* _WHAT IS REQUIRED_
Your task is to copy every line of the entries that contains "React".

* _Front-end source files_

↓

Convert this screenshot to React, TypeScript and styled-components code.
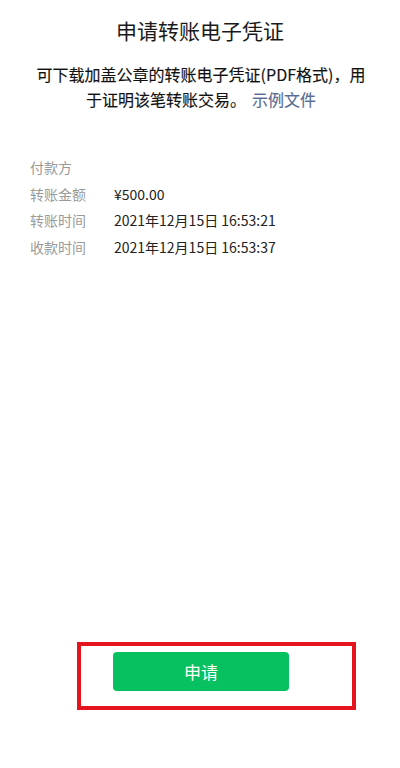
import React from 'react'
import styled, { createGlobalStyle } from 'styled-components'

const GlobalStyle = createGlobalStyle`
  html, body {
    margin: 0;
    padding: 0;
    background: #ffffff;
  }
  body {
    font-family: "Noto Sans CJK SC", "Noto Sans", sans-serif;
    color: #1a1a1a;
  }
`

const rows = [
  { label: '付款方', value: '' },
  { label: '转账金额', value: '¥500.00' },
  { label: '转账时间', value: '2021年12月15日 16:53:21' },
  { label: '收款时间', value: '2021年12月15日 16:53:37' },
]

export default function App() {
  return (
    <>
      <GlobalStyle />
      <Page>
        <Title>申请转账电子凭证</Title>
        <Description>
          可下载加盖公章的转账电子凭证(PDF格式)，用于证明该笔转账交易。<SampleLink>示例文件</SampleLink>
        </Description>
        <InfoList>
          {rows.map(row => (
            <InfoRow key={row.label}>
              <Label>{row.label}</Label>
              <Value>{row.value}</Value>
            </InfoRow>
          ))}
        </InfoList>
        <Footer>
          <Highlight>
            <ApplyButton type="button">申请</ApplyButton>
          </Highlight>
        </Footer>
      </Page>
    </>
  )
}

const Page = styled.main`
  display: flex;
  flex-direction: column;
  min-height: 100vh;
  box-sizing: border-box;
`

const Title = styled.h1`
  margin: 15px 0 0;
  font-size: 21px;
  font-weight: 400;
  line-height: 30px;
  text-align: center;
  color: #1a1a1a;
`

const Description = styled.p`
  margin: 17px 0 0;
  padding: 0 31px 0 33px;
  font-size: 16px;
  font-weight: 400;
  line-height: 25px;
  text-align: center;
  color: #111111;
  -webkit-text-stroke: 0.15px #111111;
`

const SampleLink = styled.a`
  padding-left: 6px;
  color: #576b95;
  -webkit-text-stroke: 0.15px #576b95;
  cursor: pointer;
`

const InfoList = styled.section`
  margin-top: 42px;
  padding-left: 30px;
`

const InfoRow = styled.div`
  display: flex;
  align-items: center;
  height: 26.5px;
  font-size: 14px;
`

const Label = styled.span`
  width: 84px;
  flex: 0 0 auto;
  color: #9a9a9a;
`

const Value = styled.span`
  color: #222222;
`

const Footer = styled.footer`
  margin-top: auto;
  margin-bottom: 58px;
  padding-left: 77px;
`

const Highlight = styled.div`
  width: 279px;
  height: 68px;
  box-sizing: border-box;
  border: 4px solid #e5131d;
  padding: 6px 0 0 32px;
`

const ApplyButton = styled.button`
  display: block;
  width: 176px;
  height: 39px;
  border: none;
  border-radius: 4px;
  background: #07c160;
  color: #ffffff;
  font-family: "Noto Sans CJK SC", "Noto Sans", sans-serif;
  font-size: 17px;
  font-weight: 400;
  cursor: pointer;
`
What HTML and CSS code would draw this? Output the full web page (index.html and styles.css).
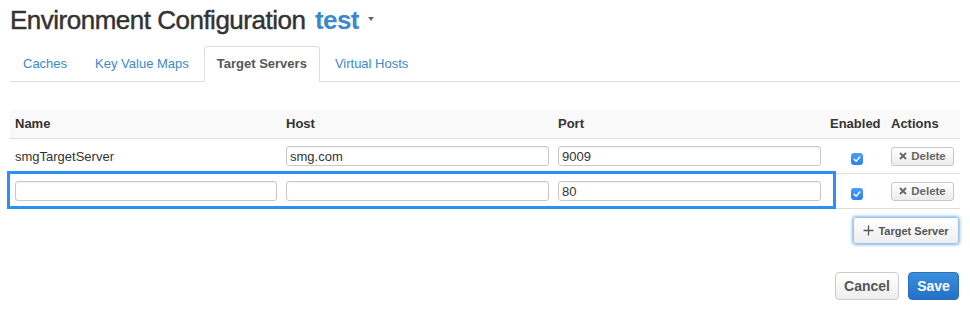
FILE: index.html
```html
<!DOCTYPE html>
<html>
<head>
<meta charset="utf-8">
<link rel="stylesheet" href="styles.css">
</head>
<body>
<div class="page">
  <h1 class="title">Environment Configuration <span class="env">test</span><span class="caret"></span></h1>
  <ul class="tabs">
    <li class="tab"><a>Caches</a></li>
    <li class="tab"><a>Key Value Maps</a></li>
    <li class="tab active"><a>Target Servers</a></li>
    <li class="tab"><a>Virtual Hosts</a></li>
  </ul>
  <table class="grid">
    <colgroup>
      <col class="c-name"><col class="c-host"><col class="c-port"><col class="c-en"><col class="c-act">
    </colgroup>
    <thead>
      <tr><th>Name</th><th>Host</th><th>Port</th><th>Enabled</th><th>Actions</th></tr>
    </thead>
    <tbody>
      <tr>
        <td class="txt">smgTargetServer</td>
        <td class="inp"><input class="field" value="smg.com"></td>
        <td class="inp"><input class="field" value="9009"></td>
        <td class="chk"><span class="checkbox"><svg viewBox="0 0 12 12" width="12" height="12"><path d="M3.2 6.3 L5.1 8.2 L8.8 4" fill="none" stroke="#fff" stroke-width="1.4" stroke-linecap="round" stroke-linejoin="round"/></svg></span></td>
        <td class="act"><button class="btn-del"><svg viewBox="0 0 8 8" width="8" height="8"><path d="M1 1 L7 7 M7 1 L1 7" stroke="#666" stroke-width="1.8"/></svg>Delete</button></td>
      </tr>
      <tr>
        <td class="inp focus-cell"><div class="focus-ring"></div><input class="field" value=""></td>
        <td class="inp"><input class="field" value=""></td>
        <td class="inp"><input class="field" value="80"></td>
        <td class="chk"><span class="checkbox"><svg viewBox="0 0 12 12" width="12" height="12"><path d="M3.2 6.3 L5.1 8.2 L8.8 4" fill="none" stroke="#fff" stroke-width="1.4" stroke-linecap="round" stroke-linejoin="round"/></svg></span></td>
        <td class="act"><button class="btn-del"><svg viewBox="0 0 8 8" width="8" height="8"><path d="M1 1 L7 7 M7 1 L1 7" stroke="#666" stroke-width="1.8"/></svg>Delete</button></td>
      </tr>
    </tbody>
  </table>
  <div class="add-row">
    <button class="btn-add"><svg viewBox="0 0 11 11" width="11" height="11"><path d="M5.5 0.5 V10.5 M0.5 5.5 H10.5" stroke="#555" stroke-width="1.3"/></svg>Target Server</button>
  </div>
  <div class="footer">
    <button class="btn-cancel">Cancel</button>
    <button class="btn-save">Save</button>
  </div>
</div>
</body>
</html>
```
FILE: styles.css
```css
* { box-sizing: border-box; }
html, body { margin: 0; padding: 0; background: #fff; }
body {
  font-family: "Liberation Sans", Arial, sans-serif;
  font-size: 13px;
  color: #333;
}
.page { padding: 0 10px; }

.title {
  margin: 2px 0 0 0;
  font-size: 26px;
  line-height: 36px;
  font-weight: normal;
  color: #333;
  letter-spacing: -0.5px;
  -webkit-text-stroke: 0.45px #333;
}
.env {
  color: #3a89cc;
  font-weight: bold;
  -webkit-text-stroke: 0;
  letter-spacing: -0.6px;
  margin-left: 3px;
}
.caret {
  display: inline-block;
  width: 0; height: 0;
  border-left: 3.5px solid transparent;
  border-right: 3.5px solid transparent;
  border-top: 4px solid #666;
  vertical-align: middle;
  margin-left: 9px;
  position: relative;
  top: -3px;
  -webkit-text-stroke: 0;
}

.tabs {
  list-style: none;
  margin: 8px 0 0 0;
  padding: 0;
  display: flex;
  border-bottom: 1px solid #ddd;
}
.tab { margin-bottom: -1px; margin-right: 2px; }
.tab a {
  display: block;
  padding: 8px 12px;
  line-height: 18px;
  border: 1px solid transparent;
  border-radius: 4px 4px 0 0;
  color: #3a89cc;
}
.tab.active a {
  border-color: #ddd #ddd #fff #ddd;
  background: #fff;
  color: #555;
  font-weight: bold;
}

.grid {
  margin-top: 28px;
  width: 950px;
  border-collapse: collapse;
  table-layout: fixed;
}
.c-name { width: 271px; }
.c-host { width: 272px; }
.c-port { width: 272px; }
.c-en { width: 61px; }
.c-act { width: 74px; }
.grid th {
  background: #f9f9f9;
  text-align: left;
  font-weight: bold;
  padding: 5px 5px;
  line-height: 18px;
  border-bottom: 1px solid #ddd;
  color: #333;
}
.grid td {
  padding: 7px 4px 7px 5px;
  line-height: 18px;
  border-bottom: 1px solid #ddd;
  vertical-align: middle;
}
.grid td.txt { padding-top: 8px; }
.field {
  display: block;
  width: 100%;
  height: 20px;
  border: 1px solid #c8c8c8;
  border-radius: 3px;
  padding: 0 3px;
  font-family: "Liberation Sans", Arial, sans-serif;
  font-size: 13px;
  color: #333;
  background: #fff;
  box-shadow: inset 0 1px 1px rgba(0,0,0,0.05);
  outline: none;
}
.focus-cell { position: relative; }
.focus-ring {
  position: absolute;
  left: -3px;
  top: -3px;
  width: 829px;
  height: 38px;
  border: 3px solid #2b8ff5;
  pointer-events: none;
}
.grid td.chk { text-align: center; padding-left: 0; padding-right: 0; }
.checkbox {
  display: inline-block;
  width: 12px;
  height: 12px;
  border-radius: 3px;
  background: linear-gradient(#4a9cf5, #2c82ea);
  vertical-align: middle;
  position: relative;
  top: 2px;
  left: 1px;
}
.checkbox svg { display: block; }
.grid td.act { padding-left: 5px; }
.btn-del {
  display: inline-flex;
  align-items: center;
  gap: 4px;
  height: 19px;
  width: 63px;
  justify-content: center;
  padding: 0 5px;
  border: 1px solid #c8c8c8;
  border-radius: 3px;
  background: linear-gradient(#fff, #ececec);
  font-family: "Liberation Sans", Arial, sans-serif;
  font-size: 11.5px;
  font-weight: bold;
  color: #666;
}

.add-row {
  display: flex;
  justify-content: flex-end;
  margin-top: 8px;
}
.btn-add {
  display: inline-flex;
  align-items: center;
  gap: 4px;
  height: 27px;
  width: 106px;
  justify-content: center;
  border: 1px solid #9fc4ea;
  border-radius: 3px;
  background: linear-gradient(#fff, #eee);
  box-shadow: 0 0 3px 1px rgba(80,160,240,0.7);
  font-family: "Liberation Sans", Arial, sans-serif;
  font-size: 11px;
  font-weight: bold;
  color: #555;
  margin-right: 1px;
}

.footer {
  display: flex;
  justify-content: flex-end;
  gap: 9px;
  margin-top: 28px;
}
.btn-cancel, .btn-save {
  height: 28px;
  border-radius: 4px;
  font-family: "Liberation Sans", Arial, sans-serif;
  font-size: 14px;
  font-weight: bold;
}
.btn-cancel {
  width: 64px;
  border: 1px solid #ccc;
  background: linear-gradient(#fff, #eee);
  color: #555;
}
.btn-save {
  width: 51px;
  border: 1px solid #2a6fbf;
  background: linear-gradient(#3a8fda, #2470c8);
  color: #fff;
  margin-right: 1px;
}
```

↑

* _THE RESPONSE_
Convert this screenshot to React, TypeScript and styled-components code.
import React from 'react'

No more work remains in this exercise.